# Task to complete
Please reproduce the lines of the records below from the one holding "Write the React, TypeScript" through the one holding "const p = (text: string): Feature", inclusive, skipping all pictures.

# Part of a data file
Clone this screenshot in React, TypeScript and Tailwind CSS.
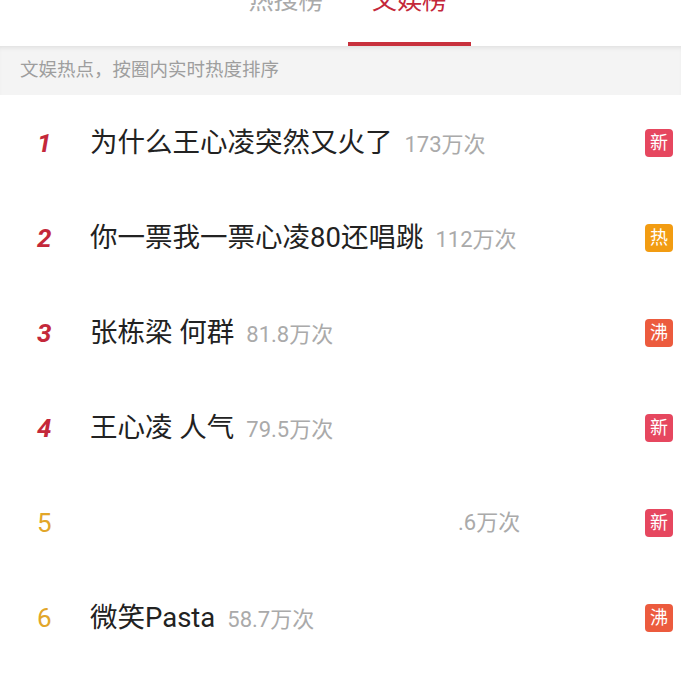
import React from 'react';

type Badge = 'new' | 'hot' | 'boil';

interface Item {
  rank: number;
  title: string;
  count: string;
  badge: Badge;
}

const items: Item[] = [
  { rank: 1, title: '为什么王心凌突然又火了', count: '173万次', badge: 'new' },
  { rank: 2, title: '你一票我一票心凌80还唱跳', count: '112万次', badge: 'hot' },
  { rank: 3, title: '张栋梁 何群', count: '81.8万次', badge: 'boil' },
  { rank: 4, title: '王心凌 人气', count: '79.5万次', badge: 'new' },
  { rank: 5, title: '', count: '.6万次', badge: 'new' },
  { rank: 6, title: '微笑Pasta', count: '58.7万次', badge: 'boil' },
];

const badgeStyle: Record<Badge, { label: string; cls: string }> = {
  new: { label: '新', cls: 'bg-[#e6475f]' },
  hot: { label: '热', cls: 'bg-[#f29c12]' },
  boil: { label: '沸', cls: 'bg-[#ec5b3e]' },
};

function Row({ item }: { item: Item }) {
  const top = item.rank <= 4;
  const b = badgeStyle[item.badge];
  return (
    <div className="flex items-center h-[95px] pl-[37px] pr-[8px]">
      <span
        className={`w-[53px] text-[26px] leading-none ${
          top ? 'text-[#c4283a] italic font-bold' : 'text-[#e2a629]'
        }`}
      >
        {item.rank}
      </span>
      <div className="flex-1 flex items-baseline">
        {item.title ? (
          <span className="text-[27.5px] text-[#222] leading-none">{item.title}</span>
        ) : (
          <span className="w-[356px]" />
        )}
        <span className="ml-[12px] text-[22px] text-[#aaa] leading-none">{item.count}</span>
      </div>
      <span
        className={`w-[28px] h-[28px] rounded-[4px] flex items-center justify-center text-white text-[18px] leading-none ${b.cls}`}
      >
        {b.label}
      </span>
    </div>
  );
}

export default function App() {
  return (
    <div
      className="w-[681px] h-[681px] bg-white overflow-hidden"
      style={{ fontFamily: 'Roboto, "Noto Sans CJK SC", sans-serif' }}
    >
      {/* Tabs */}
      <div className="h-[46px] flex pl-[224px] relative z-10 bg-white">
        <div className="w-[124px] flex justify-center">
          <span className="text-[25px] leading-[25px] -mt-[12px] text-[#aaa]">热搜榜</span>
        </div>
        <div className="w-[123px] flex flex-col items-center justify-between">
          <span className="text-[25px] leading-[25px] -mt-[12px] text-[#c4283a]">文娱榜</span>
          <span className="w-[123px] h-[4px] bg-[#c8303c]" />
        </div>
      </div>

      {/* Subtitle */}
      <div className="h-[49px] bg-[#f4f4f4] flex items-center pl-[20px] shadow-[inset_0_4px_4px_-2px_rgba(0,0,0,0.08)]">
        <span className="text-[18.5px] text-[#9e9e9e]">文娱热点，按圈内实时热度排序</span>
      </div>

      {/* List */}
      <div className="flex flex-col">
        {items.map(item => (
          <Row key={item.rank} item={item} />
        ))}
      </div>
    </div>
  );
}
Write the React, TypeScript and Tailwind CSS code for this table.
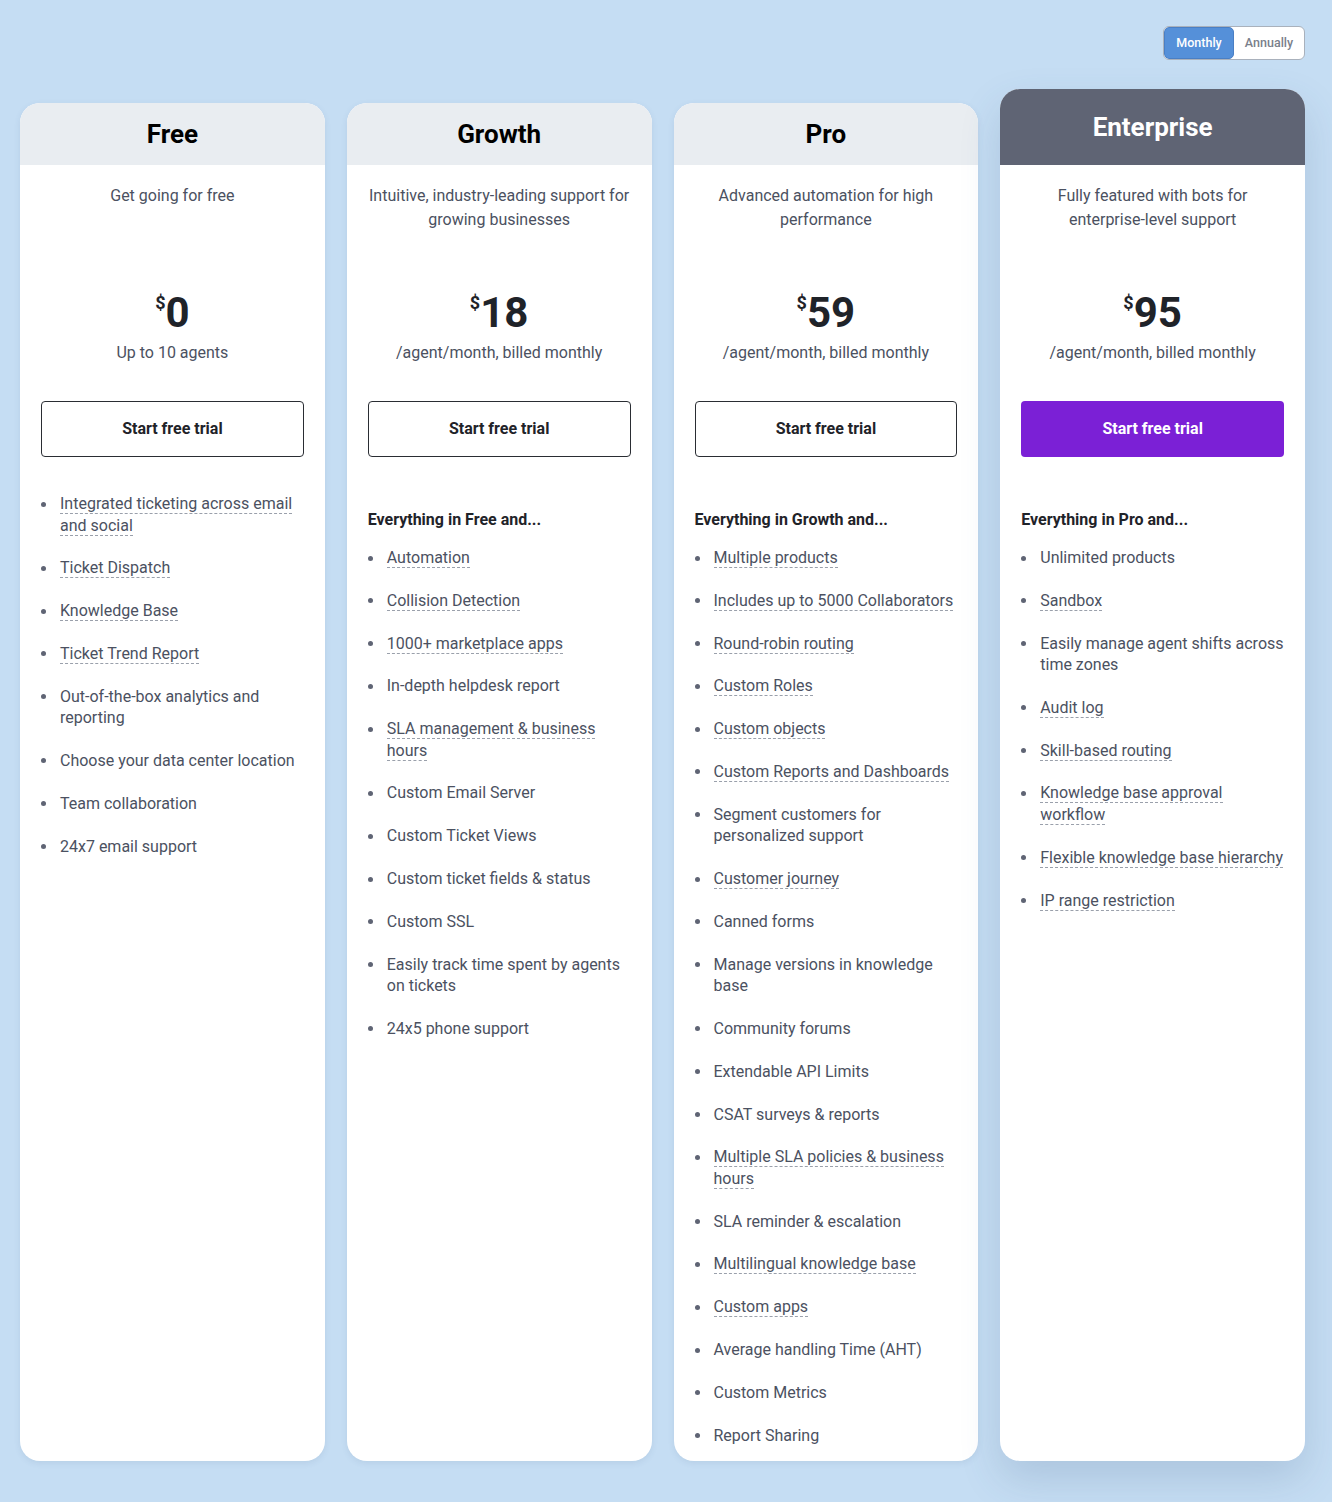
import React from 'react';

type Feature = { text: string; tip?: boolean };

type Plan = {
  name: string;
  desc: string;
  price: string;
  unit: string;
  heading?: string;
  featured?: boolean;
  features: Feature[];
};

const t = (text: string): Feature => ({ text, tip: true });
const p = (text: string): Feature => ({ text });

const plans: Plan[] = [
  {
    name: 'Free',
    desc: 'Get going for free',
    price: '0',
    unit: 'Up to 10 agents',
    features: [
      t('Integrated ticketing across email and social'),
      t('Ticket Dispatch'),
      t('Knowledge Base'),
      t('Ticket Trend Report'),
      p('Out-of-the-box analytics and reporting'),
      p('Choose your data center location'),
      p('Team collaboration'),
      p('24x7 email support'),
    ],
  },
  {
    name: 'Growth',
    desc: 'Intuitive, industry-leading support for growing businesses',
    price: '18',
    unit: '/agent/month, billed monthly',
    heading: 'Everything in Free and...',
    features: [
      t('Automation'),
      t('Collision Detection'),
      t('1000+ marketplace apps'),
      p('In-depth helpdesk report'),
      t('SLA management & business hours'),
      p('Custom Email Server'),
      p('Custom Ticket Views'),
      p('Custom ticket fields & status'),
      p('Custom SSL'),
      p('Easily track time spent by agents on tickets'),
      p('24x5 phone support'),
    ],
  },
  {
    name: 'Pro',
    desc: 'Advanced automation for high performance',
    price: '59',
    unit: '/agent/month, billed monthly',
    heading: 'Everything in Growth and...',
    features: [
      t('Multiple products'),
      t('Includes up to 5000 Collaborators'),
      t('Round-robin routing'),
      t('Custom Roles'),
      t('Custom objects'),
      t('Custom Reports and Dashboards'),
      p('Segment customers for personalized support'),
      t('Customer journey'),
      p('Canned forms'),
      p('Manage versions in knowledge base'),
      p('Community forums'),
      p('Extendable API Limits'),
      p('CSAT surveys & reports'),
      t('Multiple SLA policies & business hours'),
      p('SLA reminder & escalation'),
      t('Multilingual knowledge base'),
      t('Custom apps'),
      p('Average handling Time (AHT)'),
      p('Custom Metrics'),
      p('Report Sharing'),
    ],
  },
  {
    name: 'Enterprise',
    desc: 'Fully featured with bots for enterprise-level support',
    price: '95',
    unit: '/agent/month, billed monthly',
    heading: 'Everything in Pro and...',
    featured: true,
    features: [
      p('Unlimited products'),
      t('Sandbox'),
      p('Easily manage agent shifts across time zones'),
      t('Audit log'),
      t('Skill-based routing'),
      t('Knowledge base approval workflow'),
      t('Flexible knowledge base hierarchy'),
      t('IP range restriction'),
    ],
  },
];

function PlanCard({ plan }: { plan: Plan }) {
  return (
    <div
      className={
        plan.featured
          ? 'flex flex-col bg-white rounded-[20px] overflow-hidden shadow-[0_18px_40px_rgba(60,90,130,0.18)]'
          : 'flex flex-col bg-white rounded-[20px] overflow-hidden mt-[14px] shadow-[0_2px_6px_rgba(60,90,130,0.1)]'
      }
    >
      {plan.featured ? (
        <div className="h-[76px] bg-[#5f6474] flex items-center justify-center">
          <h2 className="text-[26px] font-bold text-white">{plan.name}</h2>
        </div>
      ) : (
        <div className="h-[62px] bg-[#e9edf1] flex items-center justify-center">
          <h2 className="text-[26px] font-bold text-black">{plan.name}</h2>
        </div>
      )}

      <div className="flex flex-col px-[21px] pb-[15px]">
        <p className="pt-[19px] h-[66px] text-center text-[16px] leading-[24px] text-[#4b5161]">
          {plan.desc}
        </p>

        <div className="mt-[58px] flex justify-center items-start text-[#1f2329]">
          <span className="text-[18px] font-bold leading-none mt-[5px]">$</span>
          <span className="text-[42px] font-bold leading-[48px]">{plan.price}</span>
        </div>
        <p className="mt-[4px] text-center text-[16px] leading-[24px] text-[#4b5161]">{plan.unit}</p>

        {plan.featured ? (
          <button className="mt-[36px] h-[56px] rounded-[4px] bg-[#7b20d6] text-white text-[16px] font-bold">
            Start free trial
          </button>
        ) : (
          <button className="mt-[36px] h-[56px] rounded-[4px] border border-[#2a2d33] bg-white text-[#1f2329] text-[16px] font-bold">
            Start free trial
          </button>
        )}

        {plan.heading ? (
          <>
            <p className="mt-[52px] text-[16px] leading-[22px] font-bold text-[#1f2329]">{plan.heading}</p>
            <ul className="mt-[16px] flex flex-col gap-[21.3px]">
              {plan.features.map((f) => (
                <FeatureRow key={f.text} f={f} />
              ))}
            </ul>
          </>
        ) : (
          <ul className="mt-[36px] flex flex-col gap-[21.3px]">
            {plan.features.map((f) => (
              <FeatureRow key={f.text} f={f} />
            ))}
          </ul>
        )}
      </div>
    </div>
  );
}

function FeatureRow({ f }: { f: Feature }) {
  return (
    <li className="flex items-start text-[16px] leading-[21.5px] text-[#4b5161]">
      <span className="w-[19px] shrink-0 flex pt-[8.5px]">
        <span className="w-[5px] h-[5px] rounded-full bg-[#5f6474]" />
      </span>
      <span>
        {f.tip ? (
          <span className="border-b border-dashed border-[#9aa0ab]">{f.text}</span>
        ) : (
          f.text
        )}
      </span>
    </li>
  );
}

export default function App() {
  return (
    <div className="min-h-[1502px] bg-[#c5ddf3] pl-[20px] pr-[27px] pt-[26px] pb-[41px] font-['Roboto',sans-serif]">
      <div className="flex justify-end">
        <div className="flex h-[34px] rounded-[6px] border border-[#a9b1bc] bg-white overflow-hidden text-[12.5px] font-medium">
          <button className="w-[70px] bg-[#5590d9] text-white rounded-[5px] border border-[#4a7fc4]">Monthly</button>
          <button className="w-[70px] text-[#7a808b]">Annually</button>
        </div>
      </div>

      <div className="mt-[29px] grid grid-cols-4 gap-[22px] items-stretch">
        {plans.map((plan) => (
          <PlanCard key={plan.name} plan={plan} />
        ))}
      </div>
    </div>
  );
}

# Answer for the task
Write the React, TypeScript and Tailwind CSS code for this table.
import React from 'react';

type Feature = { text: string; tip?: boolean };

type Plan = {
  name: string;
  desc: string;
  price: string;
  unit: string;
  heading?: string;
  featured?: boolean;
  features: Feature[];
};

const t = (text: string): Feature => ({ text, tip: true });
const p = (text: string): Feature => ({ text });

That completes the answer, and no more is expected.